GOAL
Nothing outside the range from the line with "Rebuild this screenshot" to the line with "const Y = (y) => 157.7 - S * y;" belongs in the copy, and no pictures do either; repeat that range exactly.

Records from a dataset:

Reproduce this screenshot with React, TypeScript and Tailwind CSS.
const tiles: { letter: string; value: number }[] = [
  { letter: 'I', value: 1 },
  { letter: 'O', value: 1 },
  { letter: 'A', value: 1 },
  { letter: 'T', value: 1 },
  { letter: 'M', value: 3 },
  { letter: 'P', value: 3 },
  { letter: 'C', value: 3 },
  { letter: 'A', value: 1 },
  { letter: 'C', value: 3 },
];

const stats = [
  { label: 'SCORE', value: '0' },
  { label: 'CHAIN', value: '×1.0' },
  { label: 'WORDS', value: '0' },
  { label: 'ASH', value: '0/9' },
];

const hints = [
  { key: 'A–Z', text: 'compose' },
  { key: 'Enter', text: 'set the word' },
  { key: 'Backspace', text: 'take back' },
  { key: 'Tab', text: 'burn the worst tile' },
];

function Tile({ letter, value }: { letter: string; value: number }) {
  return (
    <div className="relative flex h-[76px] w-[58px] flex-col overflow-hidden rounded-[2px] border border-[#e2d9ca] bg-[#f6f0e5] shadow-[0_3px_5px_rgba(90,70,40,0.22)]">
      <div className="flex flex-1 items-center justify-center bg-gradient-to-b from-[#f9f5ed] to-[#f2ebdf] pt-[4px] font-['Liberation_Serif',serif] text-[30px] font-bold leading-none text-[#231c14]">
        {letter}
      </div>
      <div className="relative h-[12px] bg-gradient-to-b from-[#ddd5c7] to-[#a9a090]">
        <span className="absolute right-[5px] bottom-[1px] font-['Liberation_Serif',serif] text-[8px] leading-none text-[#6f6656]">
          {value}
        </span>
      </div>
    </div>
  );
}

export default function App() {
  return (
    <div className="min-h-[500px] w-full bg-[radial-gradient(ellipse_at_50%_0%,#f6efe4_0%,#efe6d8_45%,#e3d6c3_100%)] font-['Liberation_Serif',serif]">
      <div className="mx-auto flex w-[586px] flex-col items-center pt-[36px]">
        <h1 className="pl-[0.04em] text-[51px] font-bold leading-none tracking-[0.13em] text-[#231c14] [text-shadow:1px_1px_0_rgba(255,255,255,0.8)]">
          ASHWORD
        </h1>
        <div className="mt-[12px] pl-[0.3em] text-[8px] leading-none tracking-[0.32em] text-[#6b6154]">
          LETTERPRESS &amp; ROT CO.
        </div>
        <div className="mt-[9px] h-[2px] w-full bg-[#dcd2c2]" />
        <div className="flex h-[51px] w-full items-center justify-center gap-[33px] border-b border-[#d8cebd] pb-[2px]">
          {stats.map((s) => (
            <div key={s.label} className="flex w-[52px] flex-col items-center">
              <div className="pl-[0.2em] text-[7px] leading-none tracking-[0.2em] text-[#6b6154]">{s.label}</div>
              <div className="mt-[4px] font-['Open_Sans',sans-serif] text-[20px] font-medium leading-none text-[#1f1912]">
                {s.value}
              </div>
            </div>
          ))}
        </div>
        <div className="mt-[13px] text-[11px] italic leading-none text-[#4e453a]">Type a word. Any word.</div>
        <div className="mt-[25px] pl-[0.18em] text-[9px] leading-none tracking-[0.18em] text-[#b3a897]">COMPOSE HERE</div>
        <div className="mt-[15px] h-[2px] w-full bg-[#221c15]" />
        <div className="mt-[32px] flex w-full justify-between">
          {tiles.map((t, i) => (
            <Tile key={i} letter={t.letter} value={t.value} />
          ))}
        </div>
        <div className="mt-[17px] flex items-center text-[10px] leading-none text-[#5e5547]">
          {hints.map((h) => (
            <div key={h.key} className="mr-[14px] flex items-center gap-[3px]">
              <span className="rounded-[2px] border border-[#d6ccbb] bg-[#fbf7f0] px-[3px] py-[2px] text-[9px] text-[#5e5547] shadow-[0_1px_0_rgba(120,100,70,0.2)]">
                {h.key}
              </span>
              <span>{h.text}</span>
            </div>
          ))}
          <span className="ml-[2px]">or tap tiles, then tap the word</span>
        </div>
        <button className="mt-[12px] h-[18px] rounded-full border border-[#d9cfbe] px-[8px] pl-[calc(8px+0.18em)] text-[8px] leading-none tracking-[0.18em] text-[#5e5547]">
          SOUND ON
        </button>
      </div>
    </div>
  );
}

---

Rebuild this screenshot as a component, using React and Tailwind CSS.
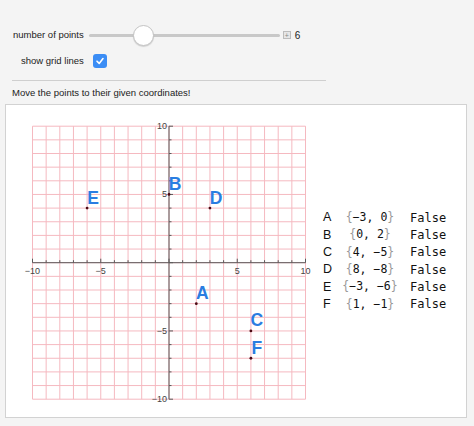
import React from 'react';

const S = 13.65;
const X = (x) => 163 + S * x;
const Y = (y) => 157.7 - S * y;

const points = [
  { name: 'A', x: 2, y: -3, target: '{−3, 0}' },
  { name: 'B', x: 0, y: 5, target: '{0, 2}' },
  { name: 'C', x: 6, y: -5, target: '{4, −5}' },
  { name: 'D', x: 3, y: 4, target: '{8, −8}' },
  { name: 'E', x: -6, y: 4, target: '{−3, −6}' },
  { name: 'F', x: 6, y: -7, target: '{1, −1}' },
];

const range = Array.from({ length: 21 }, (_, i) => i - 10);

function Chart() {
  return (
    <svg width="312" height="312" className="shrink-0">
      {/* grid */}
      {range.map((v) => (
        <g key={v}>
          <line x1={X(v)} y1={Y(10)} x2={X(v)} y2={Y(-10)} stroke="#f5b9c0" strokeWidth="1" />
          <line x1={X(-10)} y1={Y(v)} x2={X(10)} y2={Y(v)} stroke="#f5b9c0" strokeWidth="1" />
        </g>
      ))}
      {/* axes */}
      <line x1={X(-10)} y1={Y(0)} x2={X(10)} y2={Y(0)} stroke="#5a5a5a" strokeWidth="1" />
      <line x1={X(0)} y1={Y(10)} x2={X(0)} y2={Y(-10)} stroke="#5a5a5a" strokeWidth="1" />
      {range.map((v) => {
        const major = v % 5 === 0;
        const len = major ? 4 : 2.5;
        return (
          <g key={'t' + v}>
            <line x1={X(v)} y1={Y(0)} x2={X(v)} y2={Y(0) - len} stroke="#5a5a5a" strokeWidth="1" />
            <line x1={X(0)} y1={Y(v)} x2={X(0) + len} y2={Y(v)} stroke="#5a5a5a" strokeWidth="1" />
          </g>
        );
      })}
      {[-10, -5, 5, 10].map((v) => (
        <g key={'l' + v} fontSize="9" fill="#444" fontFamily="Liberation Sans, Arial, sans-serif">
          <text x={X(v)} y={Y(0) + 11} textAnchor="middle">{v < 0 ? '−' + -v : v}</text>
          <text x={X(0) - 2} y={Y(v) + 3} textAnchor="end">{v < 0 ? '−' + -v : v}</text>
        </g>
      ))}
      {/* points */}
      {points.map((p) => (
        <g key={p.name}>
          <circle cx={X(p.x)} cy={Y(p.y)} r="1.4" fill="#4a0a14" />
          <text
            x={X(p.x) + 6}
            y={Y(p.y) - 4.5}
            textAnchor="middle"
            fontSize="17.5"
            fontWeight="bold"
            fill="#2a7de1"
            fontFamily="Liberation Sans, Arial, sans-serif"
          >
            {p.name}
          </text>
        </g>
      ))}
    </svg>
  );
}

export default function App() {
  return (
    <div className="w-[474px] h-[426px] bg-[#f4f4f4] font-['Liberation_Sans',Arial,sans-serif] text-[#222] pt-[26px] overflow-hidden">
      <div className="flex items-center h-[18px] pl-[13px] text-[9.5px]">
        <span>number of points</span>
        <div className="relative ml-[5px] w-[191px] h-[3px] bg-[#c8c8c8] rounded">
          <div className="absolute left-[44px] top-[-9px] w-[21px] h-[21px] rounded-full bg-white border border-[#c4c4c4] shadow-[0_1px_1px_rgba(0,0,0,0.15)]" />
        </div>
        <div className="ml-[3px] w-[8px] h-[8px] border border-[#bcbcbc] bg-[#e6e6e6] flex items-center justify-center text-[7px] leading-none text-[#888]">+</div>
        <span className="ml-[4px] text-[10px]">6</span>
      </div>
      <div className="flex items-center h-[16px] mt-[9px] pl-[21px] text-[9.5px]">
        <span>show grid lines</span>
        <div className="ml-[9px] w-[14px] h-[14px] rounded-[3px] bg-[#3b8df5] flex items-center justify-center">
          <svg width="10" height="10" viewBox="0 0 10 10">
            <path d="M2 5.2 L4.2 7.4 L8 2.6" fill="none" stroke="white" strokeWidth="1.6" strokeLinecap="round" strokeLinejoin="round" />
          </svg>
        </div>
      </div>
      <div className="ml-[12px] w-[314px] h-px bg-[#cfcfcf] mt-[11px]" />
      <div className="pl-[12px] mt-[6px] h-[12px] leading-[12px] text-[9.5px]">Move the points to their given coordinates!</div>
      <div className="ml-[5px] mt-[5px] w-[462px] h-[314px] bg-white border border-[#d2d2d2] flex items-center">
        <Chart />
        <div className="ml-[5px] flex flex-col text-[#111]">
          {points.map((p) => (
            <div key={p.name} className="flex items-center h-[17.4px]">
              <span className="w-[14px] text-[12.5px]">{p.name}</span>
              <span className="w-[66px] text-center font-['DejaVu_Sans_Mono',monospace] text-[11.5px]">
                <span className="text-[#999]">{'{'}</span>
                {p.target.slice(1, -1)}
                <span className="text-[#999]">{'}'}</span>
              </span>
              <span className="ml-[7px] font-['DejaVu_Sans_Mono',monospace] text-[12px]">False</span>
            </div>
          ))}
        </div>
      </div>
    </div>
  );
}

ANSWER TO THIS TASK
Rebuild this screenshot as a component, using React and Tailwind CSS.
import React from 'react';

const S = 13.65;
const X = (x) => 163 + S * x;
const Y = (y) => 157.7 - S * y;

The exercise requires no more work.